Morgan Stanley’s equity research report on Tesla Motors is nothing more than a sci-fi short story. (Photo: http://www.360here.com)
Bud Fox News has learned that on Monday, August 17, Morgan Stanley accidentally published a laughably optimistic equity research report on Tesla Motors (price target $465 vs $218.87 today) that was written by analyst Adam Jonas. The 39-page tree-killer was actually a homework assignment for the Science Fiction & Fantasy Writing class that Jonas is taking at the Gotham Writers’ Workshop. According to the course description:
Whether extrapolating science into futuristic technology or conjuring new forms of magic, these genres imagine what might have been or what might be, opening the door to any possibility.
Jonas’s report does indeed open the door to any possibility, to wit: the fantastic price target is based on how much a currently non-existent division (direct-to-consumer ride sharing), which the company in no way has suggested it’s creating, might be worth in the sci-fi worthy world of 2029, by which time one hopes that analytical robots will have replaced investment-banking-compromised human equity analysts for the benefit of investors everywhere. On the company’s 2Q earnings call, Tesla CEO Elon Musk wouldn’t even entertain a question about what has become Jonas’s entire investment thesis:
Jonas: Hey, Elon, Deepak. First question. Steve Jurvetson was recently quoted saying that Uber CEO Travis Kalanick told him that if, by 2020, Tesla’s cars are autonomous, that he’d want to buy all of them. Is this a real — I mean, forget like the 2020 for a moment — but is this a real business opportunity for Tesla, supplying cars to ridesharing firms, or does Tesla just cut out the middleman and sell on-demand electric mobility services directly from the company on its own platform?
Musk: That’s an insightful question.
Jonas: You don’t have to answer it.
Musk: I think — I don’t think I should answer it.
Jonas: Okay. Let’s move on. Second question is, there’s been — sometimes you can tell more from the non-answer than from the answer.
OK, non-answer answers are revealing if the question is “Are you asleep?” But I’m not exactly sure how helpful Musk’s non-rejoinder is.

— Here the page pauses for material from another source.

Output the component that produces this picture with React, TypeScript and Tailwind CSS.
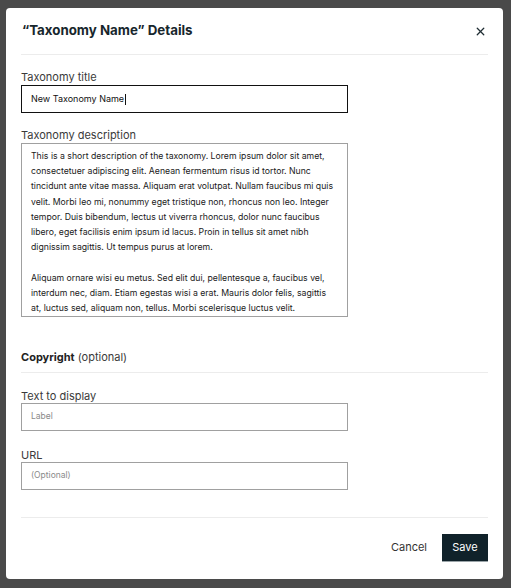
import { X } from "lucide-react";

const font = { fontFamily: "Inter, 'Liberation Sans', sans-serif" };

const description = `This is a short description of the taxonomy. Lorem ipsum dolor sit amet, consectetuer adipiscing elit. Aenean fermentum risus id tortor. Nunc tincidunt ante vitae massa. Aliquam erat volutpat. Nullam faucibus mi quis velit. Morbi leo mi, nonummy eget tristique non, rhoncus non leo. Integer tempor. Duis bibendum, lectus ut viverra rhoncus, dolor nunc faucibus libero, eget facilisis enim ipsum id lacus. Proin in tellus sit amet nibh dignissim sagittis. Ut tempus purus at lorem.

Aliquam ornare wisi eu metus. Sed elit dui, pellentesque a, faucibus vel, interdum nec, diam. Etiam egestas wisi a erat. Mauris dolor felis, sagittis at, luctus sed, aliquam non, tellus. Morbi scelerisque luctus velit.`;

function FieldLabel({ children }: { children: React.ReactNode }) {
  return <div className="text-[11px] leading-[14px] text-[#3a3a3a]">{children}</div>;
}

export default function App() {
  return (
    <div
      className="h-[588px] w-[511px] bg-[#4a4a4a] pl-[6px] pt-[8px]"
      style={font}
    >
      <div className="flex h-[571px] w-[497px] flex-col rounded-[4px] bg-white px-[15px]">
        {/* header */}
        <div className="flex h-[47px] items-center justify-between border-b border-[#ececec]">
          <h1 className="pl-[1px] text-[13.3px] font-bold text-[#17262c]">
            “Taxonomy Name” Details
          </h1>
          <button type="button" className="mr-[1px] text-[#1f2d33]">
            <X className="h-[13px] w-[13px]" strokeWidth={2.3} />
          </button>
        </div>

        <div className="mt-[15px]">
          <FieldLabel>Taxonomy title</FieldLabel>
          <div className="mt-[1px] flex h-[28px] w-[327px] items-center border-[1.5px] border-[#111] px-[9px] text-[9px] text-[#111]">
            New Taxonomy Name
            <span className="ml-[0.5px] inline-block h-[11px] w-px bg-[#111]" />
          </div>
        </div>

        <div className="mt-[15px]">
          <FieldLabel>Taxonomy description</FieldLabel>
          <div className="mt-[1px] h-[174px] w-[327px] whitespace-pre-line border border-[#a0a0a0] px-[9px] pt-[5px] text-[8.7px] leading-[15.2px] text-[#1a1a1a]">
            {description}
          </div>
        </div>

        <div className="mt-[32px] border-b border-[#ececec] pb-[6px] text-[11px] text-[#3a3a3a]">
          <span className="font-bold text-[#222]">Copyright</span> (optional)
        </div>

        <div className="mt-[16px]">
          <FieldLabel>Text to display</FieldLabel>
          <div className="flex h-[28px] w-[327px] items-center border border-[#a0a0a0] px-[9px] text-[8.5px] text-[#8a8a8a]">
            Label
          </div>
        </div>

        <div className="mt-[17px]">
          <FieldLabel>URL</FieldLabel>
          <div className="flex h-[28px] w-[327px] items-center border border-[#a0a0a0] px-[9px] text-[8.5px] text-[#8a8a8a]">
            (Optional)
          </div>
        </div>

        <div className="mt-[27px] border-b border-[#ececec]" />

        <div className="mt-[16px] flex items-center justify-end gap-[15px]">
          <button type="button" className="text-[11px] text-[#333]">
            Cancel
          </button>
          <button
            type="button"
            className="h-[28px] w-[46px] border-b border-[#9aa4a8] bg-[#10222a] text-[11px] text-white"
          >
            Save
          </button>
        </div>
      </div>
    </div>
  );
}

At a stock price of $465, Tesla, negative with respect to both net income and free cash flow, would have a market cap greater than that of GM or Ford. Jonas seems to be suggesting that we “forget like” worrying about such trifles as positive earnings.
Bud Fox News‘s Silence Bellows spoke with Ingeborg von Zitzewitz, Director of the Philip K. Dick Time Travel Institute, who had this to say about Jonas’s attempt at creative writing:
It’s a scary dystopian vision with driverless cars dominating a bleak futuristic landscape. Jonas imagines a United States where Tesla, not realizing that it is jeopardizing the human race, cranks out over 550,000 of these machines, who quickly surpass mankind because these autonomous vehicles are “able to learn through over-the-air firmware updates at any time.” In this nightmare scenario, reality becomes “the shared mobility public transportation hyper-structure.” It’s terrible equity research, but it’s brilliant speculative fiction.
It should be noted that Morgan Stanley has an investment banking relationship with Tesla, so when Jonas’s real Tesla report is published, one thing is certain: It will have a buy rating on it.